Mo Farah: Running for Fun, Profit and Charity
Mo Farah runs for his life. It is what he does and he is pretty good at it too. On the 10,000 and 5,000 metres, Mo Farah is the Olympic, world and European champion. He runs in a great number of other competitions as well and has recently taken to marathons and cross-country. If there is a track, Mr Farah will start running.
Though born in Somalia and living in the United States, Mo Farah is now a British runner. He received a CBE (Commander of the Order of the British Empire) in 2013 and was twice voted European Athlete of the Year (in 2011 and 2012). His recent move to Oregon was inspired by his coach Alberto Salazar who seeks to impose a more energy-saving running style on his pupil. Once safely in the US, Mr Farah admitted to running from the tabloids as well.
Identified as a gifted athlete at age nine by his physical education teacher at London’s Feltham Community College, young Mo Farah initially dreamt of a football career with Arsenal. Plan B saw him becoming a car mechanic. However, Mo Farah’s life was to run a different course. After joining the Borough of Hounslow Athletics Club at the prodding of his teacher, Mo Farah soon started claiming titles on the track.
“Now firmly established as Britain’s greatest runner of all time, and one of the world’s best to boot, Mo Farah has turned his attention to helping others.”
In 2001, Mr Farah won his first major title on the 5,000 metres at the European Athletics Junior Championship. Over the next decade, Mo Farah trained with, and learned from, the world’s best. He moved in with a group of Kenyan runners that included the 10,000 metre world champion Micah Kogo. These athletes not only provided plenty of inspiration, they spurred Mo Farah on as well.
Now firmly established as Britain’s greatest runner of all time, and one of the world’s best to boot, Mo Farah has turned his attention to helping others. With the well-funded Mo Farah Foundation, he aims to help alleviate poverty and improve health conditions both in Britain and the Horn of Africa. In Somalia and Kenya, the foundation is particularly focused on easing the plight of people displaced by internal strife and droughts.
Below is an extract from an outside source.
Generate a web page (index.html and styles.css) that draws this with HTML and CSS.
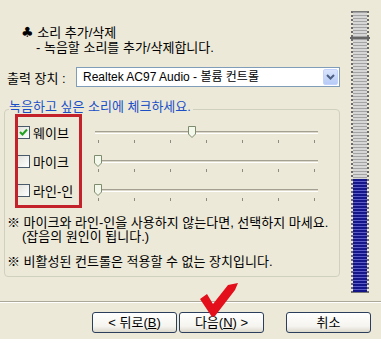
FILE: index.html
```html
<!DOCTYPE html>
<html lang="ko">
<head>
  <meta charset="utf-8" />
  <title>소리 추가/삭제</title>
  <link rel="stylesheet" href="styles.css">
</head>
<body>
  <div class="wizard">
    <div class="main">
      <div class="content">
        <div class="heading">
          <p class="title"><span class="club">♣</span> 소리 추가/삭제</p>
          <p class="subtitle">- 녹음할 소리를 추가/삭제합니다.</p>
        </div>
        <div class="device-row">
          <span class="device-label">출력 장치 :</span>
          <div class="combo">
            <span class="combo-text">Realtek AC97 Audio - 볼륨 컨트롤</span>
            <span class="combo-btn">
              <svg width="9" height="6" viewBox="0 0 9 6"><path d="M1 1 L4.5 4.5 L8 1" fill="none" stroke="#4d6185" stroke-width="2"/></svg>
            </span>
          </div>
        </div>
        <fieldset class="group">
          <legend>녹음하고 싶은 소리에 체크하세요.</legend>
          <div class="sources">
            <div class="source">
              <label class="check">
                <span class="box"><svg width="11" height="11" viewBox="0 0 11 11"><path d="M2 5 L4.5 7.5 L9 2.5" fill="none" stroke="#21a121" stroke-width="2"/></svg></span>웨이브
              </label>
              <div class="slider"><span class="thumb" style="--pos: 0.435"><svg width="8" height="12" viewBox="0 0 8 12"><path d="M0.5 0.5 H7.5 V8 L4 11.5 L0.5 8 Z" fill="#f3f7ec" stroke="#7d8c6c"/></svg></span></div>
            </div>
            <div class="source">
              <label class="check"><span class="box"></span>마이크</label>
              <div class="slider"><span class="thumb" style="--pos: 0"><svg width="8" height="12" viewBox="0 0 8 12"><path d="M0.5 0.5 H7.5 V8 L4 11.5 L0.5 8 Z" fill="#f3f7ec" stroke="#7d8c6c"/></svg></span></div>
            </div>
            <div class="source">
              <label class="check"><span class="box"></span>라인-인</label>
              <div class="slider"><span class="thumb" style="--pos: 0"><svg width="8" height="12" viewBox="0 0 8 12"><path d="M0.5 0.5 H7.5 V8 L4 11.5 L0.5 8 Z" fill="#f3f7ec" stroke="#7d8c6c"/></svg></span></div>
            </div>
            <div class="highlight"></div>
          </div>
          <p class="note">※ 마이크와 라인-인을 사용하지 않는다면, 선택하지 마세요.</p>
          <p class="note indent">(잡음의 원인이 됩니다.)</p>
          <p class="note spaced">※ 비활성된 컨트롤은 적용할 수 없는 장치입니다.</p>
        </fieldset>
      </div>
      <div class="meter">
        <div class="meter-empty"></div>
        <div class="meter-fill"></div>
        <span class="meter-mark"></span>
      </div>
    </div>
    <div class="buttons">
      <button class="btn back">&lt; 뒤로(<u>B</u>)</button>
      <button class="btn next">다음(<u>N</u>) &gt;</button>
      <button class="btn">취소</button>
      <svg class="check-mark" width="40" height="36" viewBox="0 0 40 36"><path d="M1 17 L8 12 L14 22 L29 3 L39 1 L36 8 L16 34 L13 35 Z" fill="#e3101c"/></svg>
    </div>
  </div>
</body>
</html>
```

FILE: styles.css
```css
body {
  margin: 0;
  background-color: #fff;
  font-family: "Liberation Sans", "Noto Sans CJK KR", sans-serif;
  font-size: 13px;
  color: #000;
}
p {
  margin: 0;
}
.wizard {
  width: 381px;
  height: 339px;
  background-color: #ece9d8;
  position: relative;
}
.main {
  display: flex;
  height: 301px;
  border-bottom: 1px solid #aca899;
  box-shadow: 0 1px 0 #fff;
}
.content {
  width: 351px;
}
.heading {
  padding-top: 25px;
  line-height: 15px;
}
.title {
  padding-left: 21px;
}
.club {
  font-family: "DejaVu Sans", sans-serif;
  font-size: 14px;
}
.subtitle {
  padding-left: 36px;
}
.device-row {
  display: flex;
  align-items: center;
  margin-top: 12px;
  padding-left: 7px;
}
.device-label {
  width: 69px;
}
.combo {
  display: flex;
  align-items: center;
  justify-content: space-between;
  box-sizing: border-box;
  width: 264px;
  height: 20px;
  padding: 1px;
  border: 1px solid #7f9db9;
  background-color: #fff;
}
.combo-text {
  padding-left: 5px;
  font-size: 12px;
  line-height: 16px;
}
.combo-btn {
  display: flex;
  align-items: center;
  justify-content: center;
  box-sizing: border-box;
  width: 15px;
  height: 16px;
  border: 1px solid #c3d3fd;
  border-radius: 2px;
  background: linear-gradient(#dae5fc, #b7cbf6);
}
.group {
  box-sizing: border-box;
  width: 336px;
  margin: 13px 0 0 4px;
  padding: 0 0 7px 0;
  border: 1px solid #d0d0bf;
  border-radius: 4px;
}
.group legend {
  margin-left: 4px;
  padding: 0 2px 4px 0;
  line-height: 14px;
  color: #1a4fc8;
}
.sources {
  position: relative;
}
.source {
  display: grid;
  grid-template-columns: 78px 223px;
  height: 29px;
  padding-left: 12px;
}
.check {
  display: flex;
  align-items: center;
  gap: 3px;
}
.box {
  display: flex;
  align-items: center;
  justify-content: center;
  box-sizing: border-box;
  width: 13px;
  height: 13px;
  border: 1px solid #4a5a6a;
  background: linear-gradient(135deg, #e2e2dc, #fff);
}
.slider {
  position: relative;
  background:
    linear-gradient(#a3a091, #a3a091) 0 13px / 100% 1px no-repeat,
    linear-gradient(#dcd9cb, #dcd9cb) 0 14px / 100% 1px no-repeat,
    linear-gradient(#fff, #fff) 0 15px / 100% 1px no-repeat,
    repeating-linear-gradient(to right, #8d8b80 0 1px, transparent 1px 36px) 3px 22px / 217px 3px no-repeat;
}
.thumb {
  position: absolute;
  top: 8px;
  left: calc(var(--pos) * 216px - 1px);
  display: flex;
}
.highlight {
  position: absolute;
  left: 10px;
  top: -4px;
  box-sizing: border-box;
  width: 67px;
  height: 94px;
  border: 3px solid #c4222b;
}
.note {
  padding-left: 2px;
  line-height: 14px;
}
.note:first-of-type {
  margin-top: 11px;
}
.note.indent {
  padding-left: 17px;
}
.note.spaced {
  margin-top: 11px;
}
.meter {
  position: relative;
  display: flex;
  flex-direction: column;
  box-sizing: border-box;
  width: 18px;
  height: 282px;
  margin-top: 11px;
  border-top: 1px solid #7a7a7a;
  border-bottom: 1px solid #7a7a7a;
  border-left: 2px dotted #6a6a6a;
  border-right: 2px dotted #6a6a6a;
}
.meter-empty {
  flex: 1;
  background: repeating-linear-gradient(#a3a3a3 0 1px, #d6d6d6 1px 3px);
}
.meter-fill {
  height: 113px;
  background: repeating-linear-gradient(#15158a 0 2px, #5c5cc8 2px 3px);
}
.meter-mark {
  position: absolute;
  top: 25px;
  left: -3px;
  right: -3px;
  height: 2px;
  background-color: #666;
}
.buttons {
  position: relative;
  display: flex;
  justify-content: flex-end;
  padding: 10px 10px 0 0;
}
.btn {
  box-sizing: border-box;
  width: 85px;
  height: 21px;
  padding: 0;
  border: 1px solid #2b3e5c;
  border-radius: 3px;
  background: linear-gradient(#fff, #f5f4ef 70%, #dcd8cc);
  font-family: "Liberation Sans", "Noto Sans CJK KR", sans-serif;
  font-size: 13px;
  line-height: 19px;
  color: #000;
}
.btn.back {
  margin-right: 2px;
}
.btn.next {
  margin-right: 22px;
}
.check-mark {
  position: absolute;
  left: 199px;
  top: -20px;
}
```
In the UK, the Mo Farah Foundation aims to help young people from deprived backgrounds find opportunity through sports or otherwise.
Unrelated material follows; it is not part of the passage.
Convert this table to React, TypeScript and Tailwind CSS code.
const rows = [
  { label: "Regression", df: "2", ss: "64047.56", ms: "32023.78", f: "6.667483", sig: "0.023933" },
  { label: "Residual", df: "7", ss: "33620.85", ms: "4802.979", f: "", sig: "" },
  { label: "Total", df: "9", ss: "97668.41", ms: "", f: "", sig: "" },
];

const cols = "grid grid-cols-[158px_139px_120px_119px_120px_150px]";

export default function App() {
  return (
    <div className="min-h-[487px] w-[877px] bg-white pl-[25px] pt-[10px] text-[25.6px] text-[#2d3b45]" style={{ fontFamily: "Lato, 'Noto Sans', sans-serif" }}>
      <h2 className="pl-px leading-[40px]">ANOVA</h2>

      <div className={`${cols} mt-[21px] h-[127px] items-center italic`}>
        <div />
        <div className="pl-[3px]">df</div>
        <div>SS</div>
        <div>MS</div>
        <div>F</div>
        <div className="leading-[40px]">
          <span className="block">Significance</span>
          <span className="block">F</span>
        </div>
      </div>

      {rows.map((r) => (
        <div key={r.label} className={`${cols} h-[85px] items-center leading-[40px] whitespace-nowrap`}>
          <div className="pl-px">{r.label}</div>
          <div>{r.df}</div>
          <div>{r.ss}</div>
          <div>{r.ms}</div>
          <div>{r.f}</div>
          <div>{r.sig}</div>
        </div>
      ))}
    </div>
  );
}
Contrary to many of his peers, Mo Farah does not shun politics and joined a recent campaign to urge the UK government to clamp down on British multinational companies that actively avoid paying taxes in the struggling emerging markets they operate in and take profit from. He has also repeatedly spoken out against profiling by US immigration agents who detain him frequently for extensive questioning, a treatment apparently stemming only from having a first name deemed suspicious: Mohamed.
Still, profiled or not, Mo Farah keeps running. Odds are that he is not even close to the ultimate finish line. Even at 31, his career on the track seems only to have just started.